Vierter Punkt: Vielleicht aber hat die Landesregierung wenigstens den Ermahnungen des Landesrechnungshofes zugehört und nur noch dort Personal eingeplant, wo es wichtig wäre, Stichwort: Lehrer, Polizisten, Erzieherinnen usw. Leider ist auch das nicht der Fall, und da, wo es jetzt passiert ist – das hat Frau Lange vorhin ausgeführt -, erhöhen wir den Berg der Versorgungslasten in Zukunft noch zusätzlich. Haben Sie also in diesem Punkt auf den Landesrechnungshof gehört? – Nein. Trotz der enormen Deckungslücke von 5 Milliarden Euro in den nächsten drei Jahren werden nach den Höhergruppierungen 2019 und den zahlreichen Einstellungen im Jahr 2020 und teilweise auch noch im Jahr 2021 massenhaft weiter Mitarbeiter und Beamte eingestellt. Die Kosten dafür belaufen sich nach Ihren eigenen Zahlen für das Jahr 2022 auf 3,69 Milliarden Euro, im Jahr 2023 dann schon auf 4,11 Milliarden Euro, und in den Jahren 2024 und 2025 steigen die Kosten weiter. Wir haben noch im Kopf, wie hoch der Landeshaushalt insgesamt war.

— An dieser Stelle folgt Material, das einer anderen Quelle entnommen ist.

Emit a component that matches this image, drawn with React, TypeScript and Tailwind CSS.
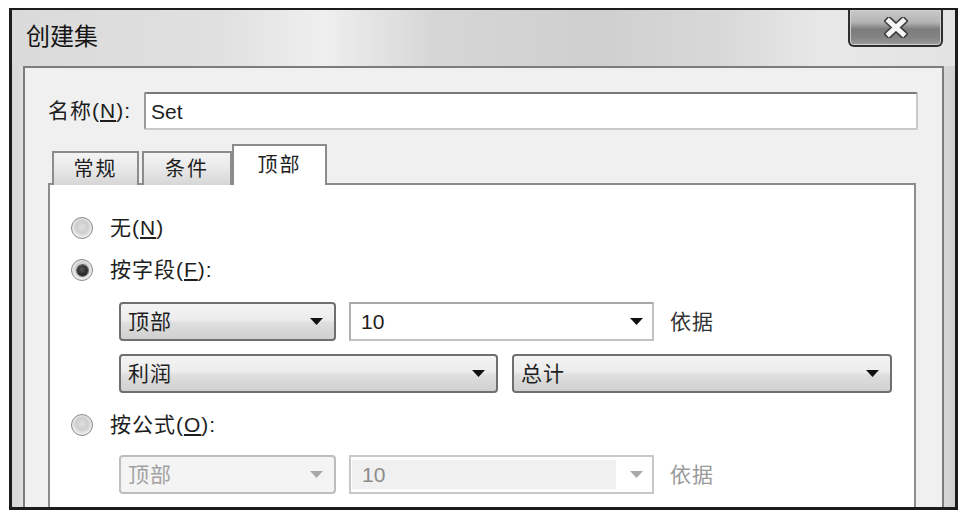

Ist denn das Motto: „Was interessiert mich nachhaltige oder gar generationengerechte Personal- und Finanzpolitik? Nach mir die Sintflut!“? Folge dieser unverantwortlichen, nur im Hier und Jetzt denkenden Politik ist die Explosion der Versorgungslasten. Und hierzu schreiben Sie ja selbst: „[…] Versorgungsausgaben, die von 394,9 Mio. € bis 2025 auf 544,2 Mio. € überproportional ansteigen.“ Ich komme jetzt zum Ende.
Vizepräsidentin Richstein:Herr Abgeordneter, Sie müssen auch zum Ende kommen, Ihre Redezeit ist nämlich vorbei.
Herr Abg. Dr. Zeschmann (BVB/FW):
Ja, das weiß ich. – Wir können also daran erkennen, dass dieser Haushalt alles andere als enkelgerecht oder generationengerecht ist. Er plündert alle Rücklagen.
Ist der Ruf erst ruiniert, lebt es sich ganz ungeniert. Man muss feststellen – es tut mir wirklich leid -: Das, was Sie hier vorgelegt haben, ist zumindest eine Bankrotterklärung zur Handlungs- und Durchsetzungsfähigkeit der Finanzpolitik in Brandenburg gegenüber den anderen Ministerien. – Danke schön.